Direction — Reproduce nothing but the lines from the one with "Reproduce this screenshot" through the one with "The picture is", exactly and with both ends. Omit pictures.

Supplied data —
- - - - - - -

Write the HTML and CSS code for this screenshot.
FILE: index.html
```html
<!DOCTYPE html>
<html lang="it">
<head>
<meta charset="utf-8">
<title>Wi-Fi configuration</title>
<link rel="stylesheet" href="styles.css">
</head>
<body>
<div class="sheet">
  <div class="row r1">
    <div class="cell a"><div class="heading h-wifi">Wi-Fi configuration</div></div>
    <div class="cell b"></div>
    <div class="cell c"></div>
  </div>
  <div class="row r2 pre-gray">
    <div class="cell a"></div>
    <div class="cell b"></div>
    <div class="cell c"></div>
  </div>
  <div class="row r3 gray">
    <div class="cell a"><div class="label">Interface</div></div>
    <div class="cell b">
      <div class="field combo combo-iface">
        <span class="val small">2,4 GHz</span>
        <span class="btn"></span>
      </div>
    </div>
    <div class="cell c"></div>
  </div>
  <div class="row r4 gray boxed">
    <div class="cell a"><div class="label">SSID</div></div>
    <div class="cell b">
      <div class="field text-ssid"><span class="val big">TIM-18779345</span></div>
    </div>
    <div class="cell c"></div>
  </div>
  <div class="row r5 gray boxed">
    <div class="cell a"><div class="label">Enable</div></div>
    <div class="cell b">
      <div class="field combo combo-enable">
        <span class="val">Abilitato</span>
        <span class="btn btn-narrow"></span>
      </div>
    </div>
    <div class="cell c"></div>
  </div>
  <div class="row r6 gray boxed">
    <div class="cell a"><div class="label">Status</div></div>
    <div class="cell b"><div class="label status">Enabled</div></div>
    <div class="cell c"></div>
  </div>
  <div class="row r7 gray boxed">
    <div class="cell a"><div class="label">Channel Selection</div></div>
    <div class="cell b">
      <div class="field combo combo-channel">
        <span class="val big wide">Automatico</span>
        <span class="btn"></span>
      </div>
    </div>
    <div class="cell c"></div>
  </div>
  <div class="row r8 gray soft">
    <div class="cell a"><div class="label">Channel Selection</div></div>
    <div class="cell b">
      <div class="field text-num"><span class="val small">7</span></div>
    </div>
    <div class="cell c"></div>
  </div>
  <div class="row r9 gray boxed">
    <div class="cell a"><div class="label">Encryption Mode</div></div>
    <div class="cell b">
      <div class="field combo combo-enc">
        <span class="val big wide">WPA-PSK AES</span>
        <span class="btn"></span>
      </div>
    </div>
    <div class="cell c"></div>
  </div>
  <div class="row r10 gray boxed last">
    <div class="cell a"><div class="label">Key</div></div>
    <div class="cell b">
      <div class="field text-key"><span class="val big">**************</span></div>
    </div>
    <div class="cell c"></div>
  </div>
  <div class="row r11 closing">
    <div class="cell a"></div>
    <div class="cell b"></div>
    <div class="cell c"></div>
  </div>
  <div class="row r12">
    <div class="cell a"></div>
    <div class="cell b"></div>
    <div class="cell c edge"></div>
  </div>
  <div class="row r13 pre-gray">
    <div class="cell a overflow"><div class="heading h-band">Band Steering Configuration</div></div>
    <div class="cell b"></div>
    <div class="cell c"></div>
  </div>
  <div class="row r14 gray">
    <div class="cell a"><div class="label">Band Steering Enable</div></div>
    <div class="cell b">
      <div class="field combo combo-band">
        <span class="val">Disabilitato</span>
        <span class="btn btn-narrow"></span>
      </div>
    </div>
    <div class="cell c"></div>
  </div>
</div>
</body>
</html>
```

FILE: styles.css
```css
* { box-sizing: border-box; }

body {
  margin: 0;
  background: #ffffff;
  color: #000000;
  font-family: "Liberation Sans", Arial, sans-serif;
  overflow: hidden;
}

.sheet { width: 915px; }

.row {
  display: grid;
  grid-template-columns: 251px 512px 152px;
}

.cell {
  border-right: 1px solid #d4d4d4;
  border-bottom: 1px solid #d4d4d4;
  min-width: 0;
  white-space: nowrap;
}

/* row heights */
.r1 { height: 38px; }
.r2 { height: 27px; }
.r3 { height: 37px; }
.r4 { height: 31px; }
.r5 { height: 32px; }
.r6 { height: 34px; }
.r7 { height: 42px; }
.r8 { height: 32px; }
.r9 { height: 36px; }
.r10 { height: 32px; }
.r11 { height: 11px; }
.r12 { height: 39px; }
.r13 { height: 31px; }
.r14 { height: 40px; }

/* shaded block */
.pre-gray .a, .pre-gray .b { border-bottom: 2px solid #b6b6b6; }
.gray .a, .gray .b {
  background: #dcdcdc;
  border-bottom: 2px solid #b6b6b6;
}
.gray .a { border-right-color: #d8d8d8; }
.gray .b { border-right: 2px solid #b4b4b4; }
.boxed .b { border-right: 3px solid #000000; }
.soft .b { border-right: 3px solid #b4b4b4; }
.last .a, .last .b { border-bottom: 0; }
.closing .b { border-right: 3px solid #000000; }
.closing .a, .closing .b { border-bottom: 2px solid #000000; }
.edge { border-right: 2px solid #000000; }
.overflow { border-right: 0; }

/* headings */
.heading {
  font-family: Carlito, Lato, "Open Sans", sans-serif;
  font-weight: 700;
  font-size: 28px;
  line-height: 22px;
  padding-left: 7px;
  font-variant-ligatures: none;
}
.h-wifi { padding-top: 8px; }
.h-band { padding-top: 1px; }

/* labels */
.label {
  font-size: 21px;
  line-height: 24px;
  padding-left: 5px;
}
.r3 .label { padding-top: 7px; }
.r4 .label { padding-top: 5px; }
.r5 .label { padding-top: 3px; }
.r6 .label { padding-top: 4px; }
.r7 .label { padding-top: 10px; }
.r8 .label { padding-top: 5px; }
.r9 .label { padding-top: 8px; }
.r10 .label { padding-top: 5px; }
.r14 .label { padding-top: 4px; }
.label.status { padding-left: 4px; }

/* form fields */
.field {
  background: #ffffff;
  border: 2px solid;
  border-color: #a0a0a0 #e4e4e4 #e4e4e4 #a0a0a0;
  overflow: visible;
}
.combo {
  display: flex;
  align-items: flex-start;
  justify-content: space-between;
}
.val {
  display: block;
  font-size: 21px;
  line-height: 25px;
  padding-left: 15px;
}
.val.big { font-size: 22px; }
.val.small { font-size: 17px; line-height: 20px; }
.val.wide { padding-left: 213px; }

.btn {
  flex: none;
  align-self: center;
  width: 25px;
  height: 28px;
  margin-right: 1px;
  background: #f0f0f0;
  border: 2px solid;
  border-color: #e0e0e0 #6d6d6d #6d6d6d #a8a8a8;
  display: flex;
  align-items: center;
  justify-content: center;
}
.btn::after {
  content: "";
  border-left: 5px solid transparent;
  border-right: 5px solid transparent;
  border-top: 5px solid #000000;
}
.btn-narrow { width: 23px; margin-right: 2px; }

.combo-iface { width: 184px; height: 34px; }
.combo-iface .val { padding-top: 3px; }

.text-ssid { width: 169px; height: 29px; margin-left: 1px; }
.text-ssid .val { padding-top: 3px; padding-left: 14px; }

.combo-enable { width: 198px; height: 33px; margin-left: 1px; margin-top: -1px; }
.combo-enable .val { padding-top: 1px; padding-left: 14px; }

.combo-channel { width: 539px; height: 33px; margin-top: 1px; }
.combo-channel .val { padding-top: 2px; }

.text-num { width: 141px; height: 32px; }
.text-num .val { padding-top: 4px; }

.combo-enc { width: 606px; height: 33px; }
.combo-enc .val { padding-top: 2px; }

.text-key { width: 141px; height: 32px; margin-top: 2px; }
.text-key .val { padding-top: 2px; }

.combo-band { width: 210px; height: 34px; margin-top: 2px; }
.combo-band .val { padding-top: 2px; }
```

- - - - - - -

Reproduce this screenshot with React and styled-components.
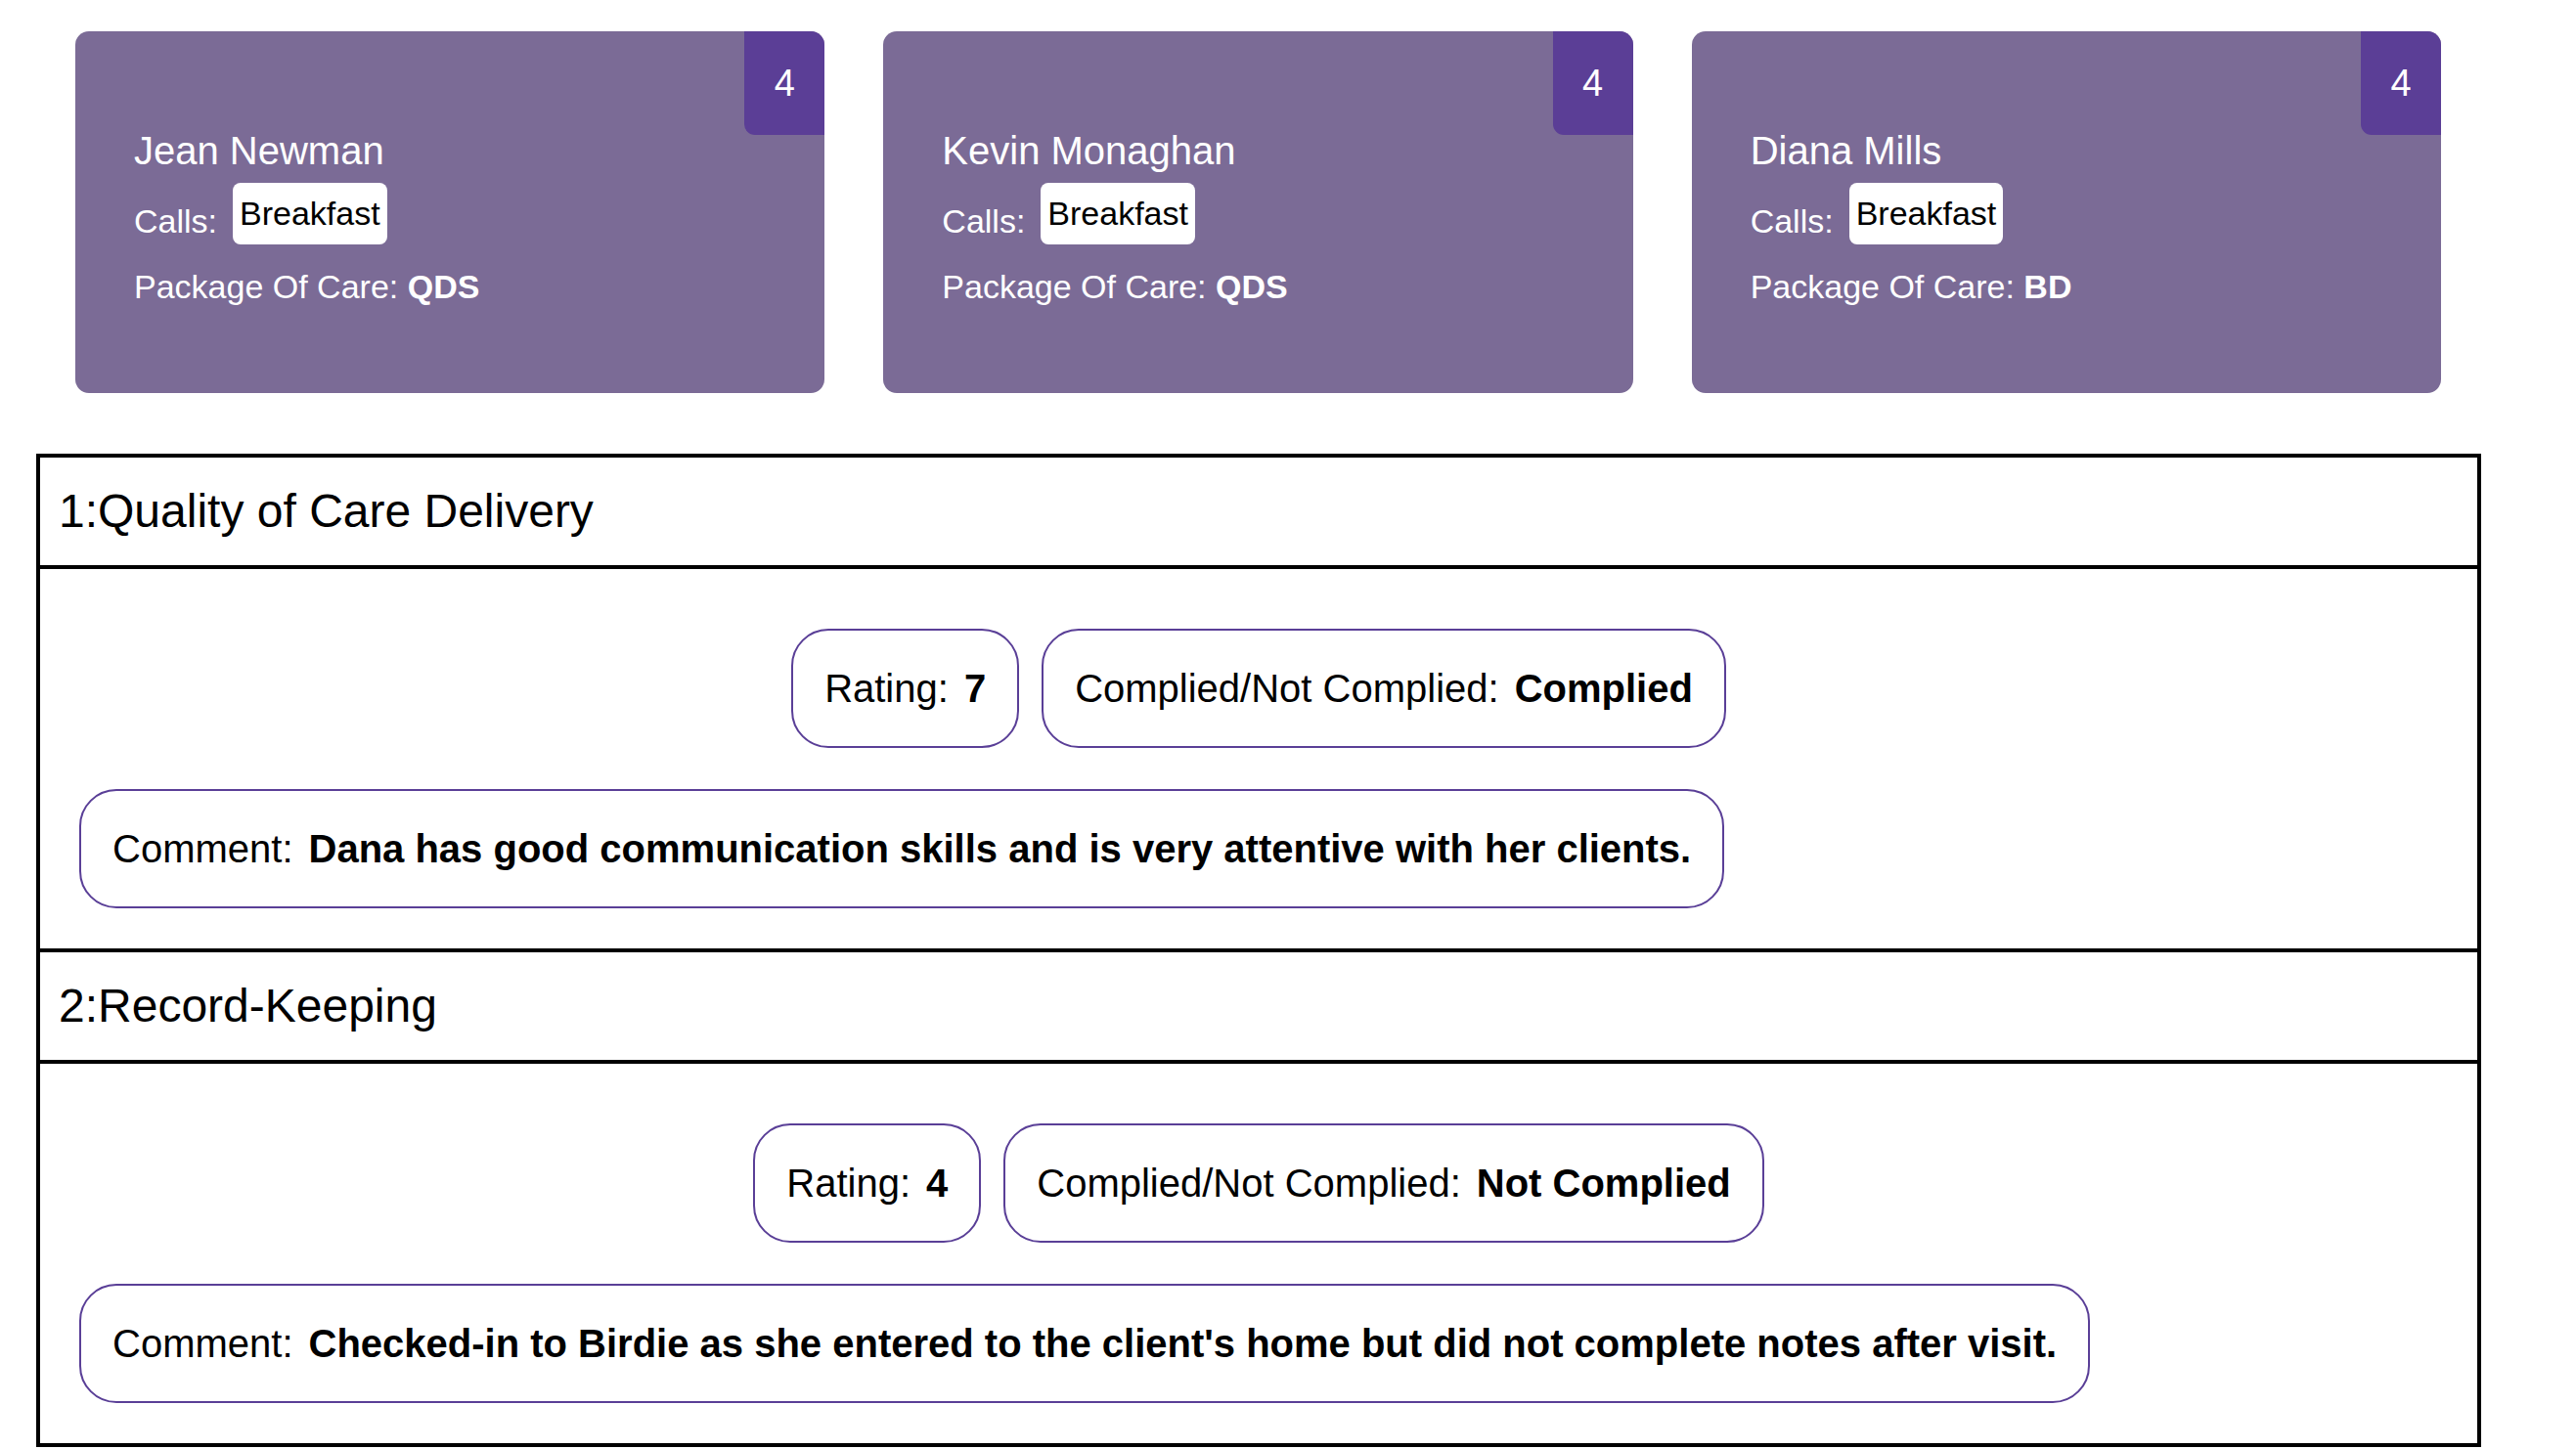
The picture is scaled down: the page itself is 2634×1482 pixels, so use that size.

- - - - - - -

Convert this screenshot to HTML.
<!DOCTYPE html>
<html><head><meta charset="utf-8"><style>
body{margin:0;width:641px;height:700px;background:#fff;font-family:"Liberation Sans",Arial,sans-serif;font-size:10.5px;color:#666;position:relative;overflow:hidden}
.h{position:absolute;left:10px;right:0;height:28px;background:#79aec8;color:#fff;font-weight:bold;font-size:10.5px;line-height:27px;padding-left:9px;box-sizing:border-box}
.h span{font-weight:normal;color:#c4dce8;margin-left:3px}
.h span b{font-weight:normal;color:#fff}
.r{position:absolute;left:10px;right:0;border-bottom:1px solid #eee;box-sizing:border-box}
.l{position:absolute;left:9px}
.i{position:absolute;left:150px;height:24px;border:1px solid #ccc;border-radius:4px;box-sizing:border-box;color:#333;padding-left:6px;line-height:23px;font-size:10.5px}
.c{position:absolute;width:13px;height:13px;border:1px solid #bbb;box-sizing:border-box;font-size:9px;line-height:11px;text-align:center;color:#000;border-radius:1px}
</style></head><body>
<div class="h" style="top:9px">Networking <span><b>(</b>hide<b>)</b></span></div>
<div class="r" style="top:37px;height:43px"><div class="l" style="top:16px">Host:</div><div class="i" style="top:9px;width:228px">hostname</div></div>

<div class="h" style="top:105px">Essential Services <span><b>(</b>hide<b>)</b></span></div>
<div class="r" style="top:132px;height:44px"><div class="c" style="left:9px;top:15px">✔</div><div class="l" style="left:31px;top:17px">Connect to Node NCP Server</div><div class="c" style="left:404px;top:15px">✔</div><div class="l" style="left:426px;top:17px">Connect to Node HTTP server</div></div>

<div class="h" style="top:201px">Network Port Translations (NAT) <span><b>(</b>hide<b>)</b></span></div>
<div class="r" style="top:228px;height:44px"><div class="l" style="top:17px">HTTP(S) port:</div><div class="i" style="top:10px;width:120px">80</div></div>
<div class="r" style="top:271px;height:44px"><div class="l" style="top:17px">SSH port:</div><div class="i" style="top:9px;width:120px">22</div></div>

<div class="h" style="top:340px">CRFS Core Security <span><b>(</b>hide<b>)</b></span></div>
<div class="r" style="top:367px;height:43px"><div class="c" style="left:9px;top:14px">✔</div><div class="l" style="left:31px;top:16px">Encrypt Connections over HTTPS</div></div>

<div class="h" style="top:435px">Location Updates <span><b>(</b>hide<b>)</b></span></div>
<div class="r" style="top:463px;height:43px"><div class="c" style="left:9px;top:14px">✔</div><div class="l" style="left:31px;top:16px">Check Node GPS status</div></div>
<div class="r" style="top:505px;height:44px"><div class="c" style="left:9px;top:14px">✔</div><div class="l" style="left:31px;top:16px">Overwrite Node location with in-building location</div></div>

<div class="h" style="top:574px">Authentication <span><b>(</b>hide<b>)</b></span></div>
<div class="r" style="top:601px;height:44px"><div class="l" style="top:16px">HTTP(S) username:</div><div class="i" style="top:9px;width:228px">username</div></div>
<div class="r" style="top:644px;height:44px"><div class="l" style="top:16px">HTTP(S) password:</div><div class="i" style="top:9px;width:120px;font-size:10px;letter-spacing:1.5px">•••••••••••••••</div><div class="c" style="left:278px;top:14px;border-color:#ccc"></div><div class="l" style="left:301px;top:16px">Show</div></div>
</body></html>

- - - - - - -

Worked solution —
Reproduce this screenshot with React and styled-components.
The picture is scaled down: the page itself is 2634×1482 pixels, so use that size.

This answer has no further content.